The UK Biobank is a population database of approximately half a million participants59. For SNVs and INDELs, we used the population-level exome OQFE variants for 469,792 individuals (UK Biobank field ID 23157). For autosomal large deletions, we used CNA loss calls on WES data that were recently generated by subjecting 200,624 individuals from the UK Biobank to the CNest copy-number caller60. We considered CNA calls >1 kb. Additionally, we obtained phenotypic data for 11 blood count traits (UK Biobank category ID 100081), containing count for white blood cells, basophils, eosinophils, monocytes, neutrophils, lymphocytes, red blood cells, nucleated red blood cells, platelets, reticulocytes and high-light-scatter reticulocytes.

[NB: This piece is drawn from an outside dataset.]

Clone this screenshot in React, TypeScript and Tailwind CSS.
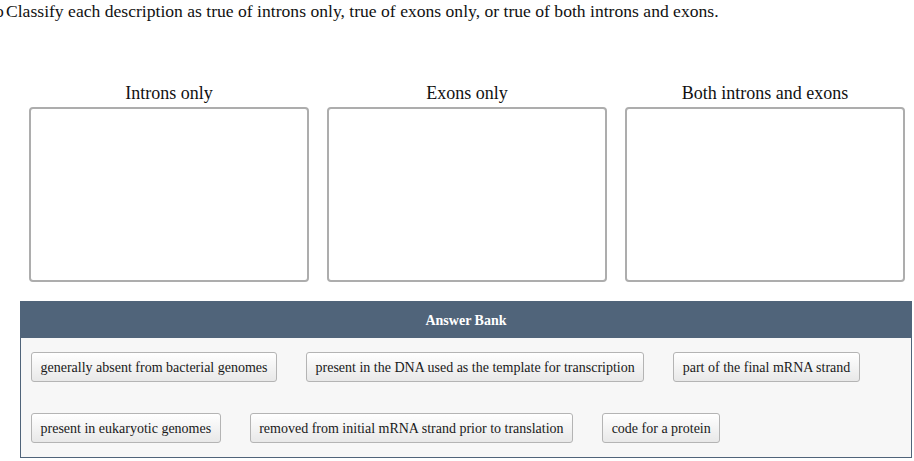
const columns = ["Introns only", "Exons only", "Both introns and exons"];

const answers = [
  [
    "generally absent from bacterial genomes",
    "present in the DNA used as the template for transcription",
    "part of the final mRNA strand",
  ],
  [
    "present in eukaryotic genomes",
    "removed from initial mRNA strand prior to translation",
    "code for a protein",
  ],
];

const serif = "font-['Liberation_Serif','Times_New_Roman',serif]";

const DropColumn = ({ label }: { label: string }) => {
  return (
    <div className="flex flex-col items-center w-[280px]">
      <div className={`${serif} text-[18px] leading-[21px] text-[#111] mb-[3px]`}>{label}</div>
      <div className="w-full h-[175px] border-2 border-[#adadad] rounded-[4px] bg-white"></div>
    </div>
  );
};

const Chip = ({ text }: { text: string }) => {
  return (
    <div
      className={`${serif} h-[30px] px-[8.5px] flex items-center border border-[#b4b4b4] rounded-[3px] bg-gradient-to-b from-white to-[#e8e8e8] text-[14px] text-[#1a1a1a] whitespace-nowrap`}
    >
      {text}
    </div>
  );
};

export default function App() {
  return (
    <div className={`${serif} w-[914px] h-[461px] bg-white overflow-hidden`}>
      <div className={`${serif} pt-[1px] pl-[6px] text-[17.6px] leading-[21px] text-[#111] relative`}>
        <span className="absolute left-[-5px] top-[1px]">o</span>
        Classify each description as true of introns only, true of exons only, or true of both introns and exons.
      </div>

      <div className="flex gap-[18px] pl-[29px] mt-[61px]">
        {columns.map((c) => (
          <DropColumn key={c} label={c} />
        ))}
      </div>

      <div className="ml-[20px] mt-[19px] w-[892px] border border-[#50647a]">
        <div className="h-[36px] bg-[#50647a] flex items-center justify-center text-white font-bold text-[14px]">
          Answer Bank
        </div>
        <div className="bg-[#f7f7f7] pl-[10px] pt-[14px] pb-[14px] flex flex-col gap-[31px]">
          {answers.map((row, i) => (
            <div key={i} className="flex gap-[29px]">
              {row.map((a) => (
                <Chip key={a} text={a} />
              ))}
            </div>
          ))}
        </div>
      </div>
    </div>
  );
}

This research was conducted under the application number 83497. The UK Biobank has ethics approval from the North West Multi-centre Research Ethics Committee (21/NW/0157).

Variant annotation

We annotated SNVs/INDELs from WES data using Variant Effect Predictor (VEP v.1.0.3) with the Loss-Of-Function Transcript Effect Estimator (LOFTEE v.0.3-beta) plugin. Variant annotation was performed using Hail v.0.2. According to annotation results, we grouped variants into rare loss of function variants (‘high confidence’ identified by LOFTEE with a MAF < 1%) and rare missense variants (missense variants annotated by VEP with MAF < 1% in the UK Biobank cohort). In the case of CNA losses, we considered deletions overlapping coding exons with MAF < 1%.

Association testing

The blood count data were rank normalized using the ‘RNOmni’ package in R84. Linear regression models (blood count ~ genotype + covariates) were used to assess the association between three loci of interest (17p-Del, 17q-Del and Xq-Inv) and blood counts adjusted for several covariates, including age, sex and the first five principal components derived from genotype arrays. For all genes at the respective 17p and 17q loci, we used gene rare pLoF burden and rare large CNA loss burden as genotype in the regression model. For all genes at the X chromosomal locus of interest, we used gene burden for rare pLoF variants and rare missense variants in the model. Moreover, since missense variants can have distinct functional impacts, we also performed single-variant association analysis for rare missense mutations at the Xq-Inv locus by sex. The volcano plot in Fig. 6e presents nominal P values derived solely from female donors, since we made the observation of sex-biased VAF distributions at the AR locus in UK Biobank samples. For all data, see Supplementary Fig. 34. A minimum of three individuals with relevant variants was required for association tests of a given gene, with the exception of the 17p-Del CNA seen in only two UK Biobank donors based on WES. P values were obtained using the Wald test and the Benjamini and Hochberg method was used to correct for multiple hypothesis testing.

Reporting summary

Further information on research design is available in the Nature Portfolio Reporting Summary linked to this article.